J’attendais de visiter ce nouveau musée avec grand enthousiasme. Adepte de l’esthétique de cette époque, durant laquelle la Belgique peut se vanter d’avoir été le berceau d’un grand nombre d’artistes, je ne pouvais qu’applaudir l’initiative. J’avais aussi très envie de voir la merveilleuse collection Gillion Crowet qui trouve enfin « l’écrin » tant promis après des années de discussion. Autant vous le dire tout de suite: celle-ci est à la hauteur de mes attentes avec ses pièces Art Nouveau, du mobilier aux verreries en passant par la vaisselle en argent, tout à fait exceptionnelles.
Mais cette visite-là se mérite.
Car ne vous y trompez pas: il s’agit bien, comme son nom l’indique, d’un nouveau musée, et non d’une simple exposition.
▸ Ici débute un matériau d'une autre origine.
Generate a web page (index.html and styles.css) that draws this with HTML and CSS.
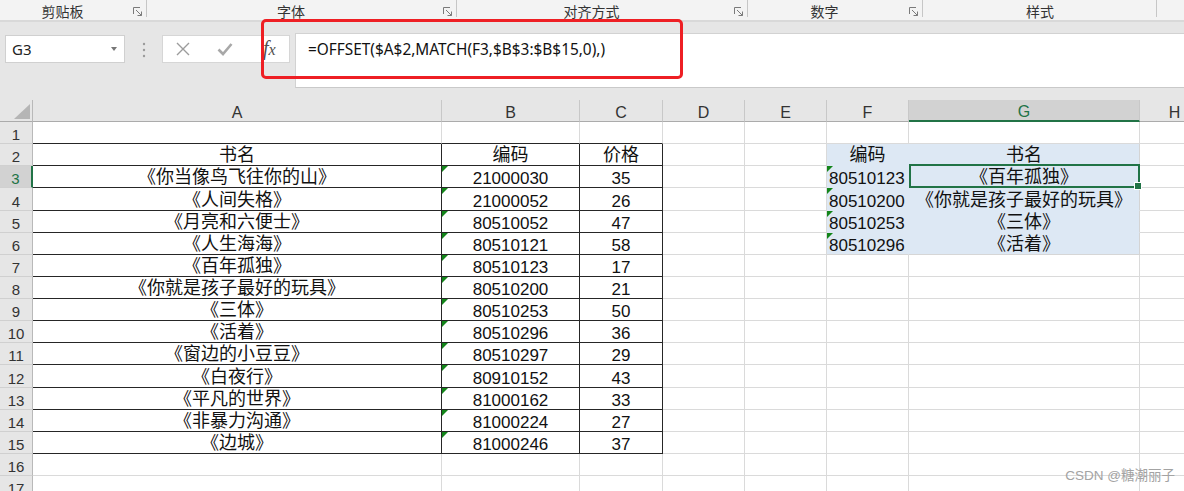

Il demande par conséquent minimum 2h pour être visité. Le parcours, sur 5 étages, du -3 au -8 (il y a un ascenseur pour remonter) et ses innombrables escaliers offrent une impression oppressante de dédale comme chez Ikéa, et doit être bien incommode pour les personnes à mobilité réduite, qui doivent entrecouper leur visite par la prise d’ascenseurs (au moins 5 fois!)
Cherchez le fil…
Si encore il y avait un fil conducteur clair qui permettrait de s’orienter, mais les thématiques s’enchevêtrent, donnant l’impression d’une certaine frilosité dans les choix scénographiques ou pire, d’être le fruit d’un vieux compromis à la belge qui, à force de vouloir satisfaire chacun, ne contente plus personne.
Un exemple? On croit arriver dans une salle réservée au merveilleux peintre symboliste belge Fernand Khnopff et puis non, soudain, au beau milieu des oeuvres installées dans un ordre, dont la logique, si elle n’est pas aléatoire, ne saute pas aux yeux, devant celle d’un autre artiste.
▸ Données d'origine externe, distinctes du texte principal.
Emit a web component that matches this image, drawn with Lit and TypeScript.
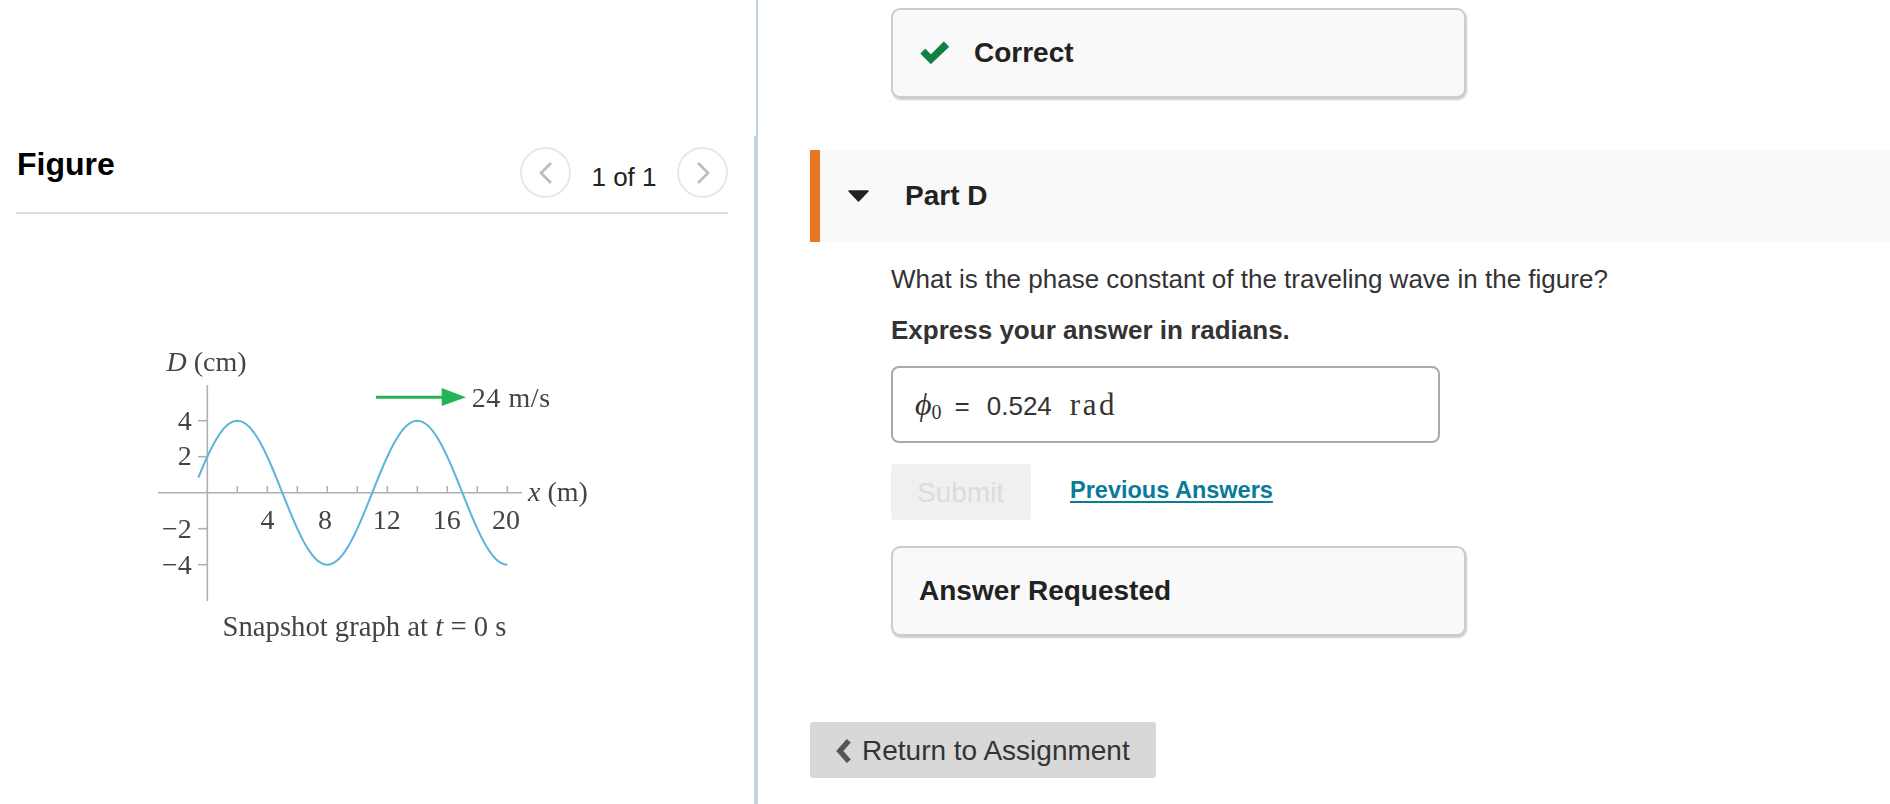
import { LitElement, html, css, svg } from "lit";
import { customElement } from "lit/decorators.js";

const X0 = 207.3;
const Y0 = 492.7;
function wavePath(): string {
  const pts: string[] = [];
  for (let m = -0.6; m <= 20.001; m += 0.2) {
    const d = 4 * Math.sin((2 * Math.PI * (m + 1)) / 12);
    pts.push(`${(X0 + 15 * m).toFixed(1)},${(Y0 - 18 * d).toFixed(1)}`);
  }
  return "M" + pts.join(" L");
}

const xTicks = [2, 4, 6, 8, 10, 12, 14, 16, 18, 20];
const yTicks = [4, 2, -2, -4];
const xLabels: [string, number][] = [["4", 267.5], ["8", 325], ["12", 386.7], ["16", 446.7], ["20", 506]];
const yLabels: [string, number][] = [["4", 430], ["2", 465.3], ["−2", 538], ["−4", 574]];

@customElement("app-root")
export class AppRoot extends LitElement {
  static styles = css`
    :host { display: block; width: 1890px; height: 804px; overflow: hidden; background: #fff; font-family: "Liberation Sans", Arial, sans-serif; color: #333; }
    * { box-sizing: border-box; }
    .page { display: flex; height: 804px; }
    .left { width: 758px; flex: none; border-right: 2px solid #c3d3e3; display: flex; flex-direction: column; }
    .panel { margin-top: 136px; flex: 1; width: 756px; border-right: 2px solid #c3d3e3; padding-left: 16px; }
    .fig-head { width: 712px; height: 78px; padding-top: 11px; border-bottom: 2px solid #dcdcdc; display: flex; justify-content: space-between; align-items: flex-start; }
    .fig-title { font-size: 32px; line-height: 36px; font-weight: 700; color: #000; padding: 0 0 0 1px; margin-top: -1px; }
    .pager { display: flex; align-items: flex-start; }
    .circle { width: 51px; height: 51px; border: 2px solid #e8e8e8; border-radius: 50%; display: flex; align-items: center; justify-content: center; background: #fff; }
    .circle svg { display: block; }
    .of { width: 106px; text-align: center; font-size: 26px; line-height: 36px; padding-top: 12px; color: #222; }
    .fig-img { display: block; margin-left: 124px; margin-top: 126px; filter: blur(0.55px); }
    .fig-img .t { font-family: "Liberation Serif", "Times New Roman", serif; font-size: 28px; fill: #444; }
    .fig-img .cap { font-size: 28.7px; }
    .fig-img .i { font-style: italic; }
    .right { flex: 1; padding-left: 52px; min-width: 0; }
    .box { margin-left: 81px; width: 575px; height: 90px; background: #f9f9f9; border: 2px solid #ccc; border-radius: 9px; box-shadow: 1px 2px 2px #ccc; display: flex; align-items: center; font-size: 28px; line-height: 36px; font-weight: 700; color: #222; }
    .correct { margin-top: 8px; padding-left: 27px; gap: 25px; }
    .partd { margin-top: 52px; height: 92px; background: #f9f9f9; border-left: 10px solid #e87722; display: flex; align-items: center; font-size: 28px; font-weight: 700; color: #222; padding-left: 28px; gap: 36px; }
    .content { margin-left: 81px; }
    .q { margin-top: 19px; font-size: 26px; line-height: 36px; }
    .ex { margin-top: 15px; font-size: 26px; line-height: 36px; font-weight: 700; }
    .input { margin-top: 18px; width: 549px; height: 77px; border: 2px solid #aaa; border-radius: 8px; display: flex; align-items: baseline; padding: 18px 0 0 22px; font-size: 26px; line-height: 36px; color: #333; }
    .phi { font-family: "Liberation Serif", serif; font-style: italic; font-size: 32px; }
    .sub { font-family: "Liberation Serif", serif; font-size: 20px; transform: translateY(4px); display: inline-block; }
    .eq { margin-left: 13px; font-size: 26px; }
    .val { margin-left: 17px; }
    .unit { margin-left: 18px; font-family: "Liberation Serif", serif; font-size: 31px; letter-spacing: 2.6px; }
    .actions { margin-top: 21px; display: flex; align-items: flex-start; }
    .submit { width: 140px; height: 56px; background: #f0f0f0; border-radius: 3px; color: #dcdcdc; font-size: 28px; line-height: 36px; padding: 11px 0 0 26px; }
    .prev { margin-left: 39px; margin-top: 12px; font-size: 23.5px; line-height: 28px; font-weight: 700; color: #0a7a9b; text-decoration: underline; text-decoration-thickness: 2px; text-underline-offset: 3px; }
    .answer { margin-top: 26px; margin-left: 0; padding-left: 26px; }
    .back { margin-top: 86px; width: 346px; height: 56px; background: #d8d8d8; border-radius: 3px; display: flex; align-items: center; padding: 1px 0 0 26px; gap: 11px; font-size: 28px; color: #333; }
    .check { margin-top: -2px; }
  `;

  private chevron(left: boolean) {
    const pts = left ? "12,1 2,11 12,21" : "2,1 12,11 2,21";
    return html`<div class="circle"><svg width="14" height="22" viewBox="0 0 14 22"><polyline points=${pts} fill="none" stroke="#bdbdbd" stroke-width="2.8"></polyline></svg></div>`;
  }

  private figure() {
    return html`<svg class="fig-img" width="460" height="310" viewBox="140 340 460 310">
      <g stroke="#b0b0b0" stroke-width="1.6" fill="none">
        <line x1="207.3" y1="385" x2="207.3" y2="601"></line>
        <line x1="158" y1="492.7" x2="522" y2="492.7"></line>
        ${xTicks.map((m) => svg`<line x1=${X0 + 15 * m} y1="486" x2=${X0 + 15 * m} y2="492.7"></line>`)}
        ${yTicks.map((d) => svg`<line x1="198" y1=${Y0 - 18 * d} x2="207.3" y2=${Y0 - 18 * d}></line>`)}
      </g>
      <path d=${wavePath()} fill="none" stroke="#5cb3dc" stroke-width="2"></path>
      <line x1="376" y1="397.3" x2="443" y2="397.3" stroke="#25b259" stroke-width="3"></line>
      <polygon points="441.7,388 466,397.3 441.7,406" fill="#25b259"></polygon>
      <text class="t" x="166.5" y="370.7"><tspan class="i">D</tspan> (cm)</text>
      <text class="t" x="471.7" y="406.7" letter-spacing="0.6">24 m/s</text>
      <text class="t" x="528" y="501.3"><tspan class="i">x</tspan> (m)</text>
      ${yLabels.map(([s, y]) => svg`<text class="t" x="191.7" y=${y} text-anchor="end">${s}</text>`)}
      ${xLabels.map(([s, x]) => svg`<text class="t" x=${x} y="529.3" text-anchor="middle">${s}</text>`)}
      <text class="t cap" x="222.5" y="636"
        >Snapshot graph at <tspan class="i">t</tspan> = 0 s</text>
    </svg>`;
  }

  render() {
    return html`<div class="page">
      <div class="left">
        <div class="panel">
          <div class="fig-head">
            <div class="fig-title">Figure</div>
            <div class="pager">
              ${this.chevron(true)}
              <div class="of">1 of 1</div>
              ${this.chevron(false)}
            </div>
          </div>
          ${this.figure()}
        </div>
      </div>
      <div class="right">
        <div class="box correct">
          <svg class="check" width="29" height="23" viewBox="0 0 28 22"><path d="M1 12 L5 8 L10.5 13.5 L23 1 L27.5 5.5 L10.5 21.5 Z" fill="#128043" stroke="#128043" stroke-width="1" stroke-linejoin="round"></path></svg>
          <span>Correct</span>
        </div>
        <div class="partd">
          <svg width="21" height="12" viewBox="0 0 21 12"><path d="M1 1 H20 L10.5 11 Z" fill="#222" stroke="#222" stroke-width="1.5" stroke-linejoin="round"></path></svg>
          <span>Part D</span>
        </div>
        <div class="content">
          <div class="q">What is the phase constant of the traveling wave in the figure?</div>
          <div class="ex">Express your answer in radians.</div>
          <div class="input">
            <span class="phi">ϕ</span><span class="sub">0</span><span class="eq">=</span><span class="val">0.524</span><span class="unit">rad</span>
          </div>
          <div class="actions">
            <div class="submit">Submit</div>
            <div class="prev">Previous Answers</div>
          </div>
          <div class="box answer">Answer Requested</div>
        </div>
        <div class="back">
          <svg width="15" height="24" viewBox="0 0 15 24"><polyline points="12.8,1.8 3.8,12 12.8,22.2" fill="none" stroke="#555" stroke-width="5.4"></polyline></svg>
          <span>Return to Assignment</span>
        </div>
      </div>
    </div>`;
  }
}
S’agirait-il alors d’une chronologie des mouvements picturaux? Pourtant non, la salle qui suit contredit cette supposition. Or, comme chacun sait, la structure favorise la mémorisation et donne un sentiment de sécurité. Ici on ressort avec une impression de confusion et d’indigestion, mais également l’envie d’y retourner pour redécouvrir certaines oeuvres choisies.
L’obscurité c’est chic
Suivant très probablement l’exemple de la muséographie contemporaine française, le nouveau musée fin de siècle est à moitié dans la pénombre. Dommage que cette moitié soit justement celle qui occulte les panneaux explicatifs (quand il y en a!) et que, lorsqu’on nous offre la vulgarité de l’éclairage, ce soit pour l’orienter afin qu’il mette en valeur le verre ou le vernis des tableaux en créant des reflets.
La visite se transforme alors en jeu de piste, pour contourner cette lumière malvenue, pour déchiffrer les signatures et les styles, et pour retrouver les panneaux explicatifs proposés à dose homéopathique non pas, comme le voudrait la logique, au début d’une salle dédiée à une certaine thématique mais près d’un tableau qui, pour être représentatif, n’est pourtant pas mis en valeur.
Le musée: un lieu de vie?
L’atmosphère du grand musée parisien (qui semble être le modèle) serait proche si l’absence cruelle de moquette (ou d’ambiance sonore) permettant de couvrir les sons des nombreux visiteurs, ne donnait pas davantage le sentiment de kermesse qu’une sensation de pieux recueillement devant tant de génie artistique.
Peu importe le flacon…
Car enfin, malgré ces nombreux défauts, ce musée vaut la peine d’être vu, ne fut-ce que pour découvrir nos nombreux talents belges, des pièces exceptionnelles et parfois très connues, mais aussi pour voir ces photographies d’une époque révolue, rêver à la vie de ces personnages, méditer sur les avancées technologiques qu’il y eut depuis lors… Dommage qu’on n’ait pas choisi une oeuvre d’un belge d’ailleurs, pour assurer la promotion du musée. Toujours ce sentiment d’infériorité ?
Le musée, situé rue de la Régence, 3 à 1000 Bruxelles (même bâtiment que le musée Magritte) est ouvert du mardi au dimanche de 10h à 17h. Entrée pleine: 8 euros.